Copy nothing but the part that opens with the line containing "Give me the" and closes with the line containing "import React from". Do not include pictures.

DATA EXTRACT:
(begin)
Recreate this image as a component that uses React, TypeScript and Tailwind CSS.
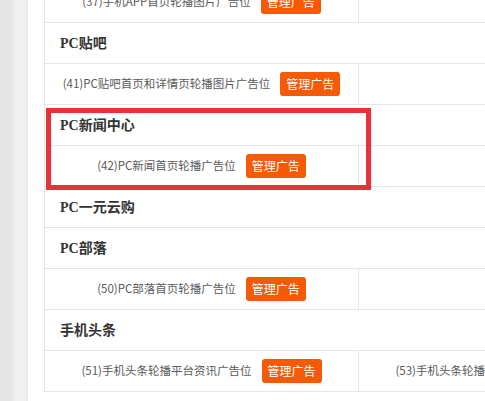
const font = { fontFamily: '"Liberation Serif", "Noto Sans CJK SC", serif' };
const cjk = { fontFamily: '"Noto Sans CJK SC", sans-serif' };

type Row =
  | { kind: "head"; title: string }
  | { kind: "items"; items: string[] };

const rows: Row[] = [
  { kind: "items", items: ["(37)手机APP首页轮播图片广告位"] },
  { kind: "head", title: "PC贴吧" },
  { kind: "items", items: ["(41)PC贴吧首页和详情页轮播图片广告位"] },
  { kind: "head", title: "PC新闻中心" },
  { kind: "items", items: ["(42)PC新闻首页轮播广告位"] },
  { kind: "head", title: "PC一元云购" },
  { kind: "head", title: "PC部落" },
  { kind: "items", items: ["(50)PC部落首页轮播广告位"] },
  { kind: "head", title: "手机头条" },
  {
    kind: "items",
    items: ["(51)手机头条轮播平台资讯广告位", "(53)手机头条轮播平台资讯广告位"],
  },
];

function AdCell({ label }: { label: string }) {
  return (
    <div className="flex w-[314px] shrink-0 items-center justify-center gap-[10px] border-r border-[#e6e6e6]">
      <span className="whitespace-nowrap text-[11.5px] text-[#5a5a5a]" style={cjk}>
        {label}
      </span>
      <button
        className="h-6 w-[60px] rounded-[3px] bg-[#f55b07] text-[12px] text-white"
        style={cjk}
      >
        管理广告
      </button>
    </div>
  );
}

export default function App() {
  return (
    <div className="flex h-[401px] w-[485px] overflow-hidden bg-white">
      {/* side strips */}
      <div className="w-[13px] shrink-0 bg-[#e6e6e6]" />
      <div className="w-[15px] shrink-0 border-r border-[#e9e9e9] bg-[#f0f0f0]" />
      <div className="w-[16px] shrink-0 bg-white" />

      <div className="relative flex-1">
        <div className="-mt-[18px] w-[800px] border-l border-[#e6e6e6]">
          {rows.map((row, i) =>
            row.kind === "head" ? (
              <div
                key={i}
                className="flex h-[41px] items-center border-b border-[#e6e6e6] pl-[15px] text-[14px] font-bold text-[#333]"
                style={font}
              >
                {row.title}
              </div>
            ) : (
              <div key={i} className="flex h-[41px] border-b border-[#e6e6e6]">
                {row.items.map((it) => (
                  <AdCell key={it} label={it} />
                ))}
              </div>
            )
          )}
        </div>

        {/* highlight annotation */}
        <div className="absolute left-[2px] top-[108px] h-[82px] w-[325px] border-[5px] border-[#e8313b]" />
      </div>
    </div>
  );
}
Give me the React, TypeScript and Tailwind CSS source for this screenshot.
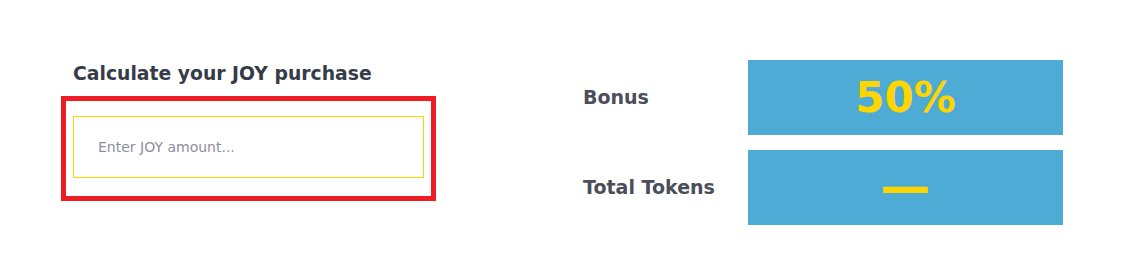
import React from "react";

export default function App() {
  const font = { fontFamily: '"DejaVu Sans", "Liberation Sans", sans-serif' };
  return (
    <div className="w-[1134px] h-[280px] bg-white flex" style={font}>
      <div className="ml-[61px] mt-[59px] w-[375px] flex flex-col">
        <h2 className="ml-[12px] text-[18.8px] leading-[30px] font-bold text-[#363b49] mb-[7px]">
          Calculate your JOY purchase
        </h2>
        <div className="border-[5px] border-solid border-[#ee1c25] pt-[15px] pb-[18px] pl-[7px] pr-[7px]">
          <div className="w-[351px] h-[62px] border border-solid border-[#ffd500] bg-white flex items-center">
            <input
              type="text"
              placeholder="Enter JOY amount..."
              style={font}
              className="block w-full h-full appearance-none bg-transparent border-0 pl-[24px] text-[14px] font-normal outline-none placeholder:text-[#8c90a0] text-[#3b3f4c]"
            />
          </div>
        </div>
      </div>
      <div className="ml-[147px] mt-[60px] flex flex-col gap-[15px]">
        <div className="flex items-center">
          <div className="w-[165px] text-[19px] font-bold text-[#4a4e59]">Bonus</div>
          <div className="w-[315px] h-[75px] bg-[#4dabd5] flex items-center justify-center text-[42px] font-bold text-[#ffd500]">
            50%
          </div>
        </div>
        <div className="flex items-center">
          <div className="w-[165px] text-[19px] font-bold text-[#4a4e59]">Total Tokens</div>
          <div className="w-[315px] h-[75px] bg-[#4dabd5] flex items-center justify-center text-[50px] font-bold text-[#ffd500]">
            —
          </div>
        </div>
      </div>
    </div>
  );
}
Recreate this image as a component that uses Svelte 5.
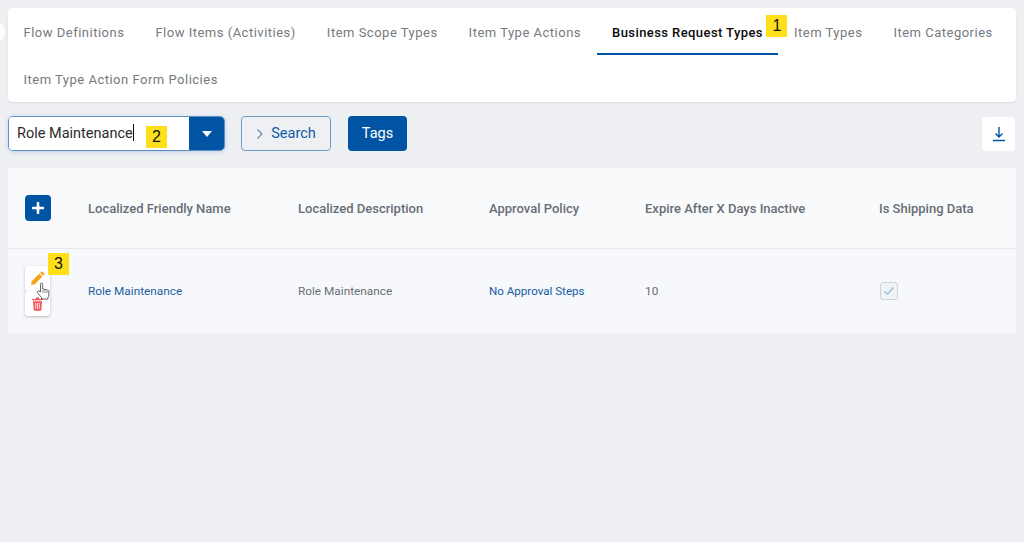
<script>
	const tabs = [
		'Flow Definitions',
		'Flow Items (Activities)',
		'Item Scope Types',
		'Item Type Actions',
		'Business Request Types',
		'Item Types',
		'Item Categories',
		'Item Type Action Form Policies'
	];
	const activeTab = 'Business Request Types';
	const columns = [
		'Localized Friendly Name',
		'Localized Description',
		'Approval Policy',
		'Expire After X Days Inactive',
		'Is Shipping Data'
	];
</script>

<div class="page">
	<span class="collapse"></span>

	<nav class="tabs">
		{#each tabs as tab}
			<div class="tab" class:active={tab === activeTab}>
				{tab}
				{#if tab === activeTab}<span class="note note-tab">1</span>{/if}
			</div>
		{/each}
	</nav>

	<div class="toolbar">
		<div class="combo">
			<div class="combo-input">
				Role Maintenance<span class="caret"></span>
				<span class="note note-combo">2</span>
			</div>
			<div class="combo-btn">
				<svg width="12" height="8" viewBox="0 0 12 8"><path d="M1 1h10L6 7z" fill="#fff" /></svg>
			</div>
		</div>
		<button class="search">
			<svg width="8" height="12" viewBox="0 0 8 12"><path d="M1.500 1.500 6 6l-4.500 4.500" fill="none" stroke="#5b87b5" stroke-width="1.100" /></svg>
			Search
		</button>
		<button class="tags">Tags</button>
		<button class="download">
			<svg width="14" height="16" viewBox="0 0 14 16">
				<path d="M7 1v10M3.500 7.500 7 11l3.500-3.500M1 14.500h12" fill="none" stroke="#0054a3" stroke-width="1.400" />
			</svg>
		</button>
	</div>

	<div class="table">
		<div class="row head">
			<div class="cell-actions">
				<span class="add">
					<svg width="12" height="12" viewBox="0 0 12 12"><path d="M6 1v10M1 6h10" stroke="#fff" stroke-width="2.600" stroke-linecap="round" /></svg>
				</span>
			</div>
			{#each columns as col}
				<div class="col">{col}</div>
			{/each}
		</div>
		<div class="row body">
			<div class="cell-actions">
				<div class="stack">
					<span class="act">
						<svg width="15" height="15" viewBox="0 0 15 15">
							<path d="M1 14l.8-3.800 7.600-7.600 3 3-7.600 7.600z" fill="#f5a11c" />
							<path d="M10.200 1.800l1-1a1 1 0 0 1 1.400 0l1.600 1.600a1 1 0 0 1 0 1.400l-1 1z" fill="#f5a11c" />
						</svg>
					</span>
					<span class="act">
						<svg width="13" height="15" viewBox="0 0 13 15">
							<path d="M1 3h11v1.300H1zM4.500 3l.6-1.600h2.800L8.500 3z" fill="#f4545a" />
							<path d="M2 5.300h9l-.7 8.700a1 1 0 0 1-1 .8H3.700a1 1 0 0 1-1-.8z" fill="#f4545a" />
							<path d="M4.700 7v5.800M6.500 7v5.800M8.300 7v5.800" stroke="#fff" stroke-width=".8" />
						</svg>
					</span>
					<svg class="hand" width="14" height="18" viewBox="0 0 14 18">
						<path d="M4.500 10V2.200a1.100 1.100 0 0 1 2.200 0V7l4.300.9c1 .2 1.800.9 1.800 2v3c0 1-.3 1.800-.8 2.600v1.500H5.500v-1.500L1.600 11c-.8-1-.1-2.200 1-2z" fill="#fff" stroke="#555" stroke-width=".9" stroke-linejoin="round" />
						<path d="M7 8v3M9 8.400V11M11 8.800V11" stroke="#555" stroke-width=".7" />
					</svg>
					<span class="note note-row">3</span>
				</div>
			</div>
			<div class="col link">Role Maintenance</div>
			<div class="col">Role Maintenance</div>
			<div class="col policy">No Approval Steps</div>
			<div class="col">10</div>
			<div class="col shift">
				<span class="check">
					<svg width="12" height="10" viewBox="0 0 12 10"><path d="M1.500 5.500 4.500 8l6-6.500" fill="none" stroke="#9dbfe0" stroke-width="1.600" /></svg>
				</span>
			</div>
		</div>
	</div>
</div>

<style>
	:global(body) {
		margin: 0;
		background-color: #eeeff3;
	}

	.page {
		position: relative;
		height: 542px;
		padding: 8px;
		box-sizing: border-box;
		overflow: hidden;
		font-family: 'Roboto', 'Liberation Sans', sans-serif;
		background-color: #eeeff3;
	}

	.collapse {
		position: absolute;
		left: -6px;
		top: 24px;
		width: 11px;
		height: 16px;
		border-radius: 50%;
		background-color: #fff;
	}

	.tabs {
		display: flex;
		flex-wrap: wrap;
		align-content: flex-start;
		background-color: #fff;
		border-radius: 4px;
		box-shadow: 0 1px 2px rgb(0 0 0 / 0.08);
		height: 94px;
	}

	.tab {
		position: relative;
		box-sizing: border-box;
		height: 47px;
		line-height: 49px;
		padding: 0 15.500px;
		font-size: 13px;
		letter-spacing: 0.5px;
		color: #747a80;
		white-space: nowrap;
	}

	.tab.active {
		color: #0a0a0a;
		font-weight: 500;
		letter-spacing: 0.42px;
		border-bottom: 2px solid #0054a3;
	}

	.note {
		position: absolute;
		display: flex;
		align-items: center;
		justify-content: center;
		width: 21px;
		height: 22px;
		background-color: #fde01a;
		color: #111;
		font-family: 'Liberation Sans', sans-serif;
		font-size: 16px;
		font-weight: 400;
		letter-spacing: 0;
		line-height: 1;
	}

	.note-tab {
		right: -9px;
		top: 7px;
	}

	.note-combo {
		left: 137px;
		top: 9px;
	}

	.note-row {
		left: 23px;
		top: -13px;
	}

	.toolbar {
		display: flex;
		align-items: center;
		margin-top: 14px;
		height: 35px;
	}

	.combo {
		display: flex;
		width: 217px;
		height: 35px;
		box-sizing: border-box;
		border: 1px solid #5b93c9;
		border-radius: 5px;
		overflow: hidden;
		box-shadow: 0 1px 4px rgb(0 84 163 / 0.2);
	}

	.combo-input {
		position: relative;
		flex: 1;
		background-color: #fff;
		padding-left: 8px;
		line-height: 33px;
		font-size: 14.500px;
		color: #2b2b2b;
	}

	.caret {
		display: inline-block;
		width: 1px;
		height: 17px;
		background-color: #111;
		vertical-align: -3px;
	}

	.combo-btn {
		display: flex;
		align-items: center;
		justify-content: center;
		width: 35px;
		background-color: #0054a3;
	}

	button {
		font-family: inherit;
		height: 35px;
		border-radius: 4px;
		box-sizing: border-box;
		cursor: pointer;
	}

	.search {
		display: flex;
		align-items: center;
		justify-content: center;
		gap: 7px;
		width: 90px;
		margin-left: 16px;
		background-color: #eef0f4;
		border: 1px solid #6d9cc9;
		color: #0f5ba6;
		font-size: 14.500px;
	}

	.tags {
		width: 59px;
		margin-left: 17px;
		background-color: #0054a3;
		border: none;
		color: #fff;
		font-size: 14.500px;
	}

	.download {
		display: flex;
		align-items: center;
		justify-content: center;
		width: 33px;
		height: 34px;
		margin-left: auto;
		margin-right: 1px;
		padding: 0;
		background-color: #fff;
		border: none;
	}

	.table {
		margin-top: 17px;
		font-size: 12px;
	}

	.row {
		display: grid;
		grid-template-columns: 80px 210px 191px 156px 234px 1fr;
		align-items: center;
	}

	.head {
		height: 81px;
		background-color: #f9fafc;
		border-bottom: 1px solid #e6e8ec;
		box-sizing: border-box;
		font-weight: 500;
		font-size: 13px;
		color: #686e75;
	}

	.body {
		height: 84px;
		background-color: #f7f8fb;
		color: #686e75;
		font-size: 11.800px;
	}

	.cell-actions {
		padding-left: 17px;
	}

	.add {
		display: flex;
		align-items: center;
		justify-content: center;
		width: 26px;
		height: 26px;
		border-radius: 4px;
		background-color: #0054a3;
	}

	.stack {
		position: relative;
		width: 25px;
	}

	.act {
		display: flex;
		align-items: center;
		justify-content: center;
		width: 25px;
		height: 25px;
		background-color: #fff;
		border-radius: 3px;
		box-shadow: 0 1px 3px rgb(0 0 0 / 0.25);
	}

	.hand {
		position: absolute;
		left: 11px;
		top: 16px;
	}

	.link {
		color: #1a5e9f;
	}

	.policy {
		color: #0f5ba6;
		font-size: 11.600px;
	}

	.shift {
		padding-left: 1px;
	}

	.check {
		display: flex;
		align-items: center;
		justify-content: center;
		width: 18px;
		height: 18px;
		box-sizing: border-box;
		border: 1px solid #cfd3d9;
		border-radius: 3px;
		background-color: #f1f2f5;
	}
</style>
(end)
EXERCISE RESPONSE:
Give me the React, TypeScript and Tailwind CSS source for this screenshot.
import React from "react";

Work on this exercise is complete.